On his way to the Sunday morning church service, we catch up with Moses Zuma, the president’s ­grandson. It is he who tells us about his grandfather’s plans to build a new kraal on the hilltop, so that “there will be no cattle in the road like now”.

Zuma prides himself on being a man of all people - a quality Mbeki aspired to - but his family comes first.

Says Moses Zuma: “We can phone him from 5am to 5.30am - that is the time for us to talk to him. We can talk about anything, what is going on here, about family issues. But we have to be finished by 5.30am, because then he goes to the bathroom.”
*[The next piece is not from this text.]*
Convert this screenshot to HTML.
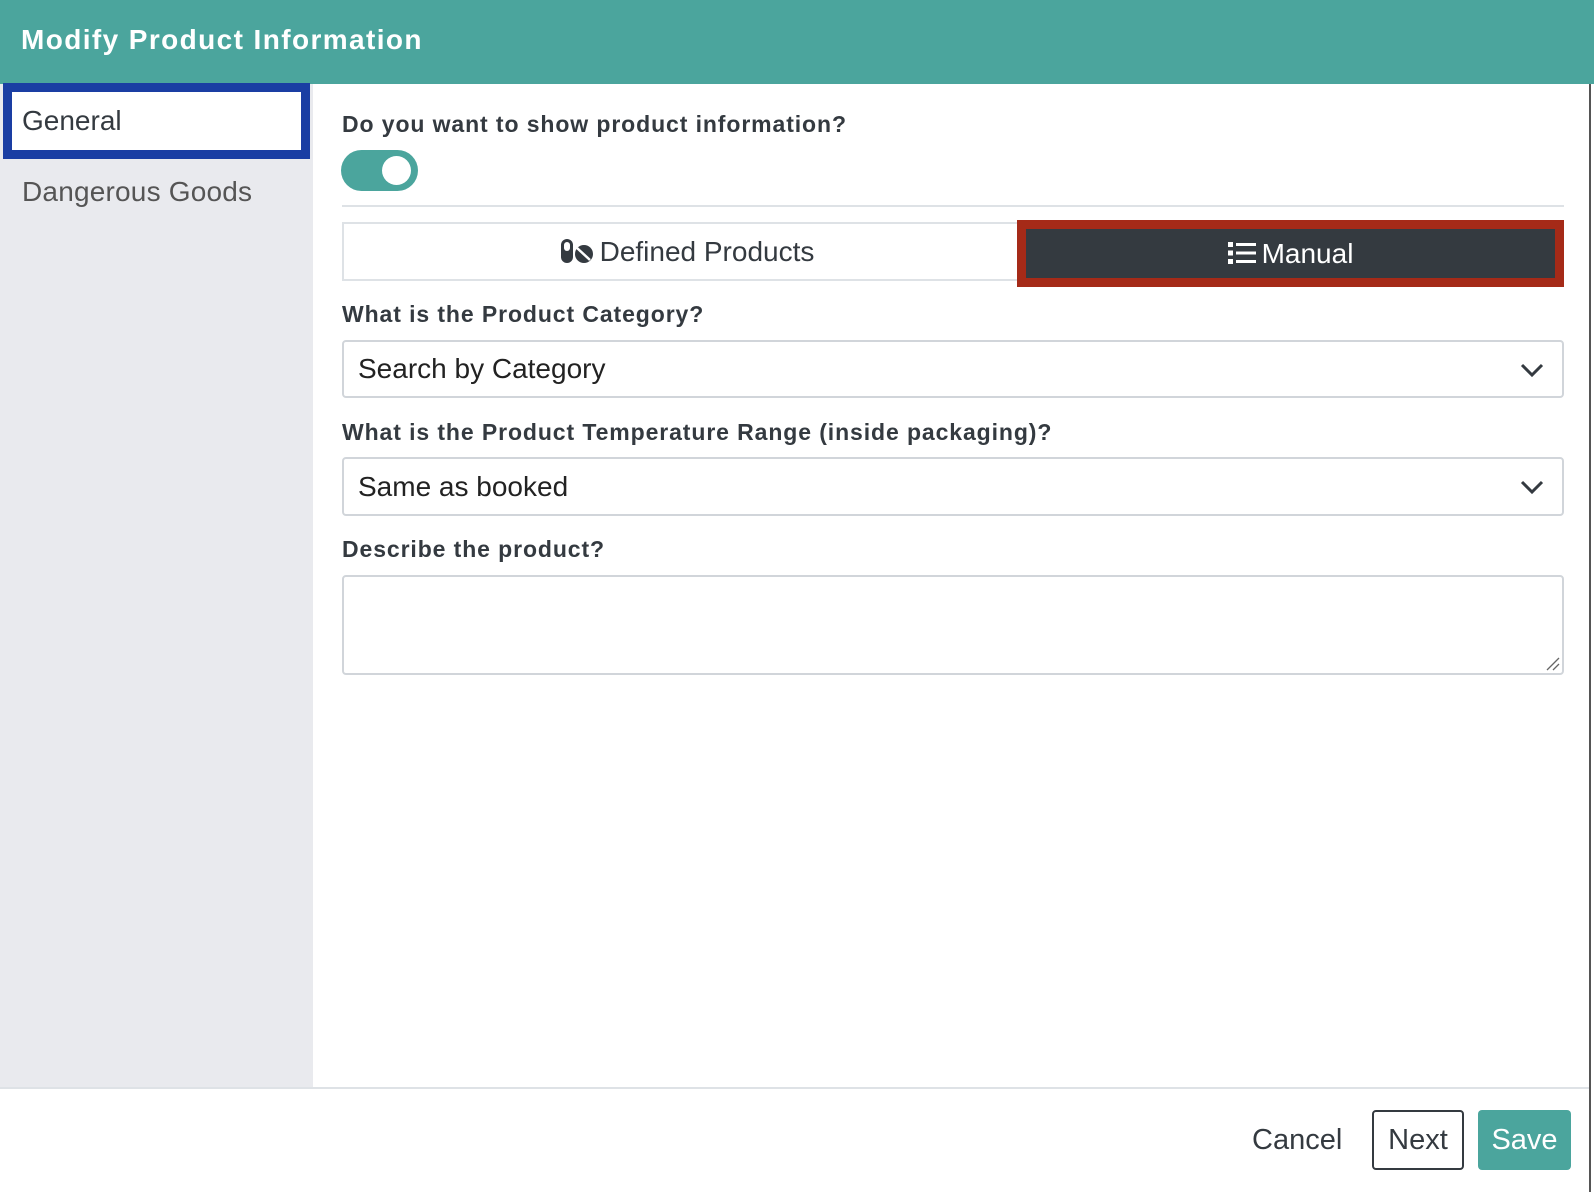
<!DOCTYPE html>
<html><head><meta charset="utf-8"><style>
*{box-sizing:border-box;margin:0;padding:0}
body{width:1594px;height:1192px;background:#fff;font-family:"Liberation Sans",sans-serif;color:#343a40;position:relative;overflow:hidden}
.hdr{position:absolute;left:0;top:0;width:1594px;height:84px;background:#4ba59d;color:#fff;font-weight:bold;font-size:28px;letter-spacing:1.4px;padding:24px 0 0 21px}
.side{position:absolute;left:0;top:84px;width:313px;height:1004px;background:#e9eaee}
.gen{position:absolute;left:3px;top:83px;width:307px;height:76px;border:9px solid #1a3ea3;background:#fff;font-size:28px;color:#343a40;padding:13px 0 0 10px}
.dg{position:absolute;left:22px;top:176px;font-size:28px;color:#555;letter-spacing:0.2px}
.rb{position:absolute;left:1589px;top:84px;width:2px;height:1108px;background:#555}
.lbl{position:absolute;left:342px;font-size:23px;font-weight:bold;color:#343a40;letter-spacing:0.9px}
.tog{position:absolute;left:341px;top:150px;width:77px;height:41px;border-radius:21px;background:#4ba59d}
.tog::after{content:"";position:absolute;right:7px;top:6px;width:29px;height:29px;border-radius:50%;background:#fff}
.hr{position:absolute;left:342px;top:205px;width:1222px;height:2px;background:#dee2e6}
.tab1{position:absolute;left:342px;top:222px;width:690px;height:59px;border:2px solid #dee2e6;font-size:28px;text-align:center;line-height:55px;color:#343a40}
.tab2{position:absolute;left:1017px;top:220px;width:547px;height:67px;border:9px solid #a52a18;background:#343a40;color:#fff;font-size:28px;text-align:center;line-height:49px}
.sel{position:absolute;left:342px;width:1222px;border:2px solid #d1d5da;border-radius:4px;font-size:28px;padding-left:14px;color:#222}
.sel svg{position:absolute;right:18px;top:20px}
</style></head><body>
<div class="hdr">Modify Product Information</div>
<div class="side"></div>
<div class="gen">General</div>
<div class="dg">Dangerous Goods</div>
<div class="rb"></div>
<div class="lbl" style="top:111px">Do you want to show product information?</div>
<div class="tog"></div>
<div class="hr"></div>
<div class="tab1"><svg width="34" height="26" viewBox="0 0 34 26" style="vertical-align:-3px;margin-right:6px"><rect x="1" y="1" width="12" height="24" rx="6" fill="#343a40"/><rect x="4" y="4" width="6" height="9" rx="3" fill="#fff"/><circle cx="24" cy="16" r="9" fill="#343a40"/><line x1="17" y1="10" x2="30" y2="22" stroke="#fff" stroke-width="2.5"/></svg>Defined Products</div>
<div class="tab2"><svg width="28" height="24" viewBox="0 0 28 24" style="vertical-align:-2px;margin-right:6px" fill="#fff"><rect x="0" y="1" width="5" height="5"/><rect x="0" y="9.5" width="5" height="5"/><rect x="0" y="18" width="5" height="5"/><rect x="8" y="2" width="20" height="3"/><rect x="8" y="10.5" width="20" height="3"/><rect x="8" y="19" width="20" height="3"/></svg>Manual</div>
<div class="lbl" style="top:301px">What is the Product Category?</div>
<div class="sel" style="top:340px;height:58px;line-height:54px">Search by Category<svg width="24" height="16" viewBox="0 0 24 16"><path d="M2 3l10 10 10-10" fill="none" stroke="#343a40" stroke-width="3"/></svg></div>
<div class="lbl" style="top:419px">What is the Product Temperature Range (inside packaging)?</div>
<div class="sel" style="top:457px;height:59px;line-height:55px">Same as booked<svg width="24" height="16" viewBox="0 0 24 16"><path d="M2 3l10 10 10-10" fill="none" stroke="#343a40" stroke-width="3"/></svg></div>
<div class="lbl" style="top:536px">Describe the product?</div>
<div class="sel" style="top:575px;height:100px"><svg width="14" height="14" viewBox="0 0 14 14" style="top:auto;bottom:2px;right:2px"><path d="M1 13L13 1M7 13L13 7" stroke="#666" stroke-width="1.3"/></svg></div>
<div style="position:absolute;left:0;top:1087px;width:1589px;height:2px;background:#dee2e6"></div>
<div style="position:absolute;left:1252px;top:1124px;font-size:29px;color:#343a40">Cancel</div>
<div style="position:absolute;left:1372px;top:1110px;width:92px;height:60px;border:2px solid #343a40;border-radius:4px;font-size:29px;text-align:center;line-height:56px">Next</div>
<div style="position:absolute;left:1478px;top:1110px;width:93px;height:60px;background:#4ba59d;border-radius:4px;font-size:29px;color:#fff;text-align:center;line-height:60px">Save</div>
</body></html>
When Zuma comes home, a long line of residents waits for him outside the palisade fence. He dutifully sits from dawn until dusk listening to each of his petitioners - from those with business propositions to those who want to talk about problems in the community.
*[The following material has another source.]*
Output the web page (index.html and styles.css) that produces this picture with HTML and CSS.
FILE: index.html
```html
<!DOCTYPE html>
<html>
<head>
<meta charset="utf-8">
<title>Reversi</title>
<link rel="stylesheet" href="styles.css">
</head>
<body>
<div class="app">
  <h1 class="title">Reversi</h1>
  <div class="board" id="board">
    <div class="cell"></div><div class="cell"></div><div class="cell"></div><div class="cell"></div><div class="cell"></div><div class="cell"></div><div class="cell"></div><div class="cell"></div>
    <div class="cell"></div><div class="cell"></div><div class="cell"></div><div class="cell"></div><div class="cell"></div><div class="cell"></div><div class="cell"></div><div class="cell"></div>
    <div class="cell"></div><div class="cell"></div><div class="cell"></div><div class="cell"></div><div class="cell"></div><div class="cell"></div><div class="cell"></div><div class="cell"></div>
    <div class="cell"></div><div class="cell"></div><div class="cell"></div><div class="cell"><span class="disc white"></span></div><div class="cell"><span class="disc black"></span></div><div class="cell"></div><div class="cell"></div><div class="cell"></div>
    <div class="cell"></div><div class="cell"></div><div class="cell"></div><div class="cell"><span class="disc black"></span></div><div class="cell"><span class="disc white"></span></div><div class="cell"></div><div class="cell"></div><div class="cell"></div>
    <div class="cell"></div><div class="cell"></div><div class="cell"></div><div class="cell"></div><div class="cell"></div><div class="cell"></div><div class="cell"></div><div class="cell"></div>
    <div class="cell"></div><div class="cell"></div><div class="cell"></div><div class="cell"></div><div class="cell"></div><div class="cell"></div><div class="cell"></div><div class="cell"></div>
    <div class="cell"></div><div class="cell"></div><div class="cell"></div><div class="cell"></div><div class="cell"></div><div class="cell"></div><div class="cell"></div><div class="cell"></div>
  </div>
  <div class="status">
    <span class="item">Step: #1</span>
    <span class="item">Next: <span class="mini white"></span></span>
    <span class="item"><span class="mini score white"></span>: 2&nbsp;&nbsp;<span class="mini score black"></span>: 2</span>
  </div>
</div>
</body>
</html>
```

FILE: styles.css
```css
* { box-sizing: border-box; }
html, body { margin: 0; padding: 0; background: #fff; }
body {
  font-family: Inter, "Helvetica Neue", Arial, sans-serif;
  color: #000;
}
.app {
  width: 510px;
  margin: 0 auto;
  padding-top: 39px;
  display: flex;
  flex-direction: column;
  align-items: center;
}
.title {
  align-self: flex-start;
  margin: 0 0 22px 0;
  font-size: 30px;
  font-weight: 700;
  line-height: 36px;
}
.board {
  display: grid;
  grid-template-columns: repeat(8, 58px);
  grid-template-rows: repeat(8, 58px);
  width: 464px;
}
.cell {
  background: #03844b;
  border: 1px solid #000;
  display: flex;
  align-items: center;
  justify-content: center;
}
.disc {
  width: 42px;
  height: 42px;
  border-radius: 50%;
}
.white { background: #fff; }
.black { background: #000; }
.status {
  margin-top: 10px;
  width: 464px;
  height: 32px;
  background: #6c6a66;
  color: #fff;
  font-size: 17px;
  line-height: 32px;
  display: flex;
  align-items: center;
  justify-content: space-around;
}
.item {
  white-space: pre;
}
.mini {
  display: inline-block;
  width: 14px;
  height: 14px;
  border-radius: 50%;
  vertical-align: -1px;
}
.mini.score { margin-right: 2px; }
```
Insiders say this is why plans for the compound’s expansion include a visitors’ centre: Zuma wants his visitors to have shelter from the hot Zululand sun while they wait.

In this, as in other ways, Zuma takes his cue from former president Nelson Mandela.

It is in his nature to think about the needs of others and heed the protocols of traditional life. Another feature planned for the Nxamalala homestead is a memorial garden in which ancestral graves will be preserved. This will be laid out right next to the helicopter pad.

Once again, taking his inspiration from Mandela, Zuma hosts an annual Christmas party.


Moses Zuma. (Photo: Chris Roper

On December 27 thousands of children from the area are treated to food, gifts and toys. Orphans get school uniforms and book bags.

Nkandla may be set to become a high-end hub of global diplomatique, but not everyone wants to stick around for the fun.

Fifteen-year-old Nelsiwe Mkhize wants to hit the road, preferably the N3. “I want to be a nurse or a teacher,” she says, “But not here. I want to go away, to iPitoli. Pretoria.”

Why? “There I can do more things, I can then maybe even go overseas or somewhere. But I first want to get to Pretoria.”